Das Jazzfest Berlin 2006 legt einen Schwerpunkt auf den aktuellen
Jazzfilm
Das Jazzfest 2006 zog mit 22 Veranstaltungen in 5 Tagen 11.000
Besucher an. Wenn ein Konzept so deutlich aufgeht, wie das des künstlerischen
Leiters Peter Schulze, dann nimmt es nicht wunder, wenn bereits
am Tag nach dem Abschluss des traditionsreichen Berliner Jazzfestivals
bekannt wurde, dass Schulzes Vertrag für ein Jahr verlängert
wurde.
Filme zum Jazz, Filme über Jazzmusiker oder auch Live-Jazz
zum Film – der Schwerpunkt des Festivals 2006 war das bewegte
Bild. Julian Benedikts neues Werk „Play Your Own Thing –
Eine Geschichte des Jazz in Europa“ sorgte für einen
restlos ausverkauften Saal im Delphi-Filmpalast – und für
angeregte Diskussionen während der nächsten Tage. Benedikts
Blick auf den europäischen Jazz ist ein subjektiver von Beginn
an. Doch während er die Anfänge des Jazz in Paris und
im ausgebombten Berlin noch aus der kritischen Distanz des faszinierten
Betrachters beschreibt, sind seine Kameraflüge über norwegische
Fjorde mit der Stimme von Jan Garbarek aus dem Off mehr oder weniger
die Anschauungen eines Fans. Subjektivität ist aber noch keine
qualifizierte Meinung. Das größte Manko des Films ist
die, dass er die Geschichte des europäischen Jazz in Europa
vor 20 Jahren enden lässt.
Anders dagegen „New Orleans Music in Exile“ von Robert
Mugge. Sein Film spielt ganz in der Gegenwart – Mugge zeigt
die Auswirkungen einer Naturkatastrophe auf das Leben der Jazz-
und Bluesmusiker in New Orleans. Die Stärke von Mugges Film
liegt dabei nicht in seiner Machart, eher in der Nähe, die
er und seine Kamera zu den Protagonisten aufbauen. Die Erlöse
des Films, der in Deutschland auch von der Deutschen Jazzföderation
unterstützt wird, kommen der Tipitina’s Foundation zugute,
die vertriebene Musiker und ihre Familien unterstützt sowie
den Wiederaufbau von Schulmusik-Programmen fördert. Obwohl
das Drehbuch zu „Der Pleitejazz“ aus dem Berlin der
20er-Jahre stammt, war der Film des belgischen Regisseurs Leo van
Maaren reinste Gegenwart. Van Maarens Film basiert auf einem Dada-Filmszenario
des flämischen Dichters Paul van Ostaijens, in dem dieser „Ich
bin pleite“ durch sämtliche handelnden Personen konjugiert
und unter anderem feststellt: „Jazz ohne Musik: ein bedenklicher
Zustand“. Eine wunderbar erfrischende Kinostunde mit Livemusik
im großen Saal des Babylon am Rosa-Luxemburg Platz.
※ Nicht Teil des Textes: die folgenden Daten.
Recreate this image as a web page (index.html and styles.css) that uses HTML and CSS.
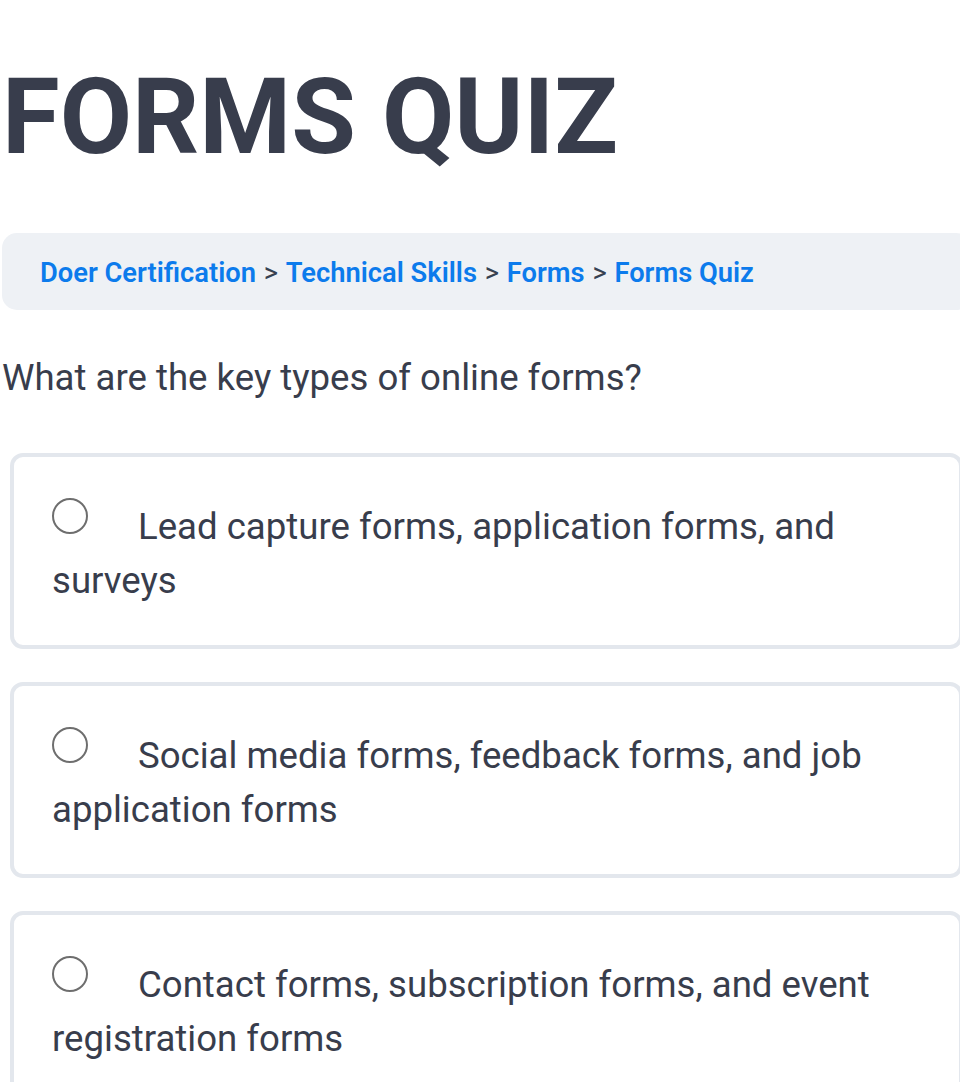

Im Anschluss an den Film zelebrierte Stephan-Max Wirth ein Tanz-,
Film- und Jazzprojekt auf der Grundlage von Paul van Ostaijens „Pleitejazz“.
Ein originelles Sujet, virtuoser, aus der Improvisation entwickelter
Ausdruckstanz und kraftvoller moderner Jazz gingen hier eine Symbiose
ein. Ein Verdienst des Jazzfestes, diese außergewöhnliche
Kombination aus Musik, Film und Tanz dem Berliner Publikum vorzustellen.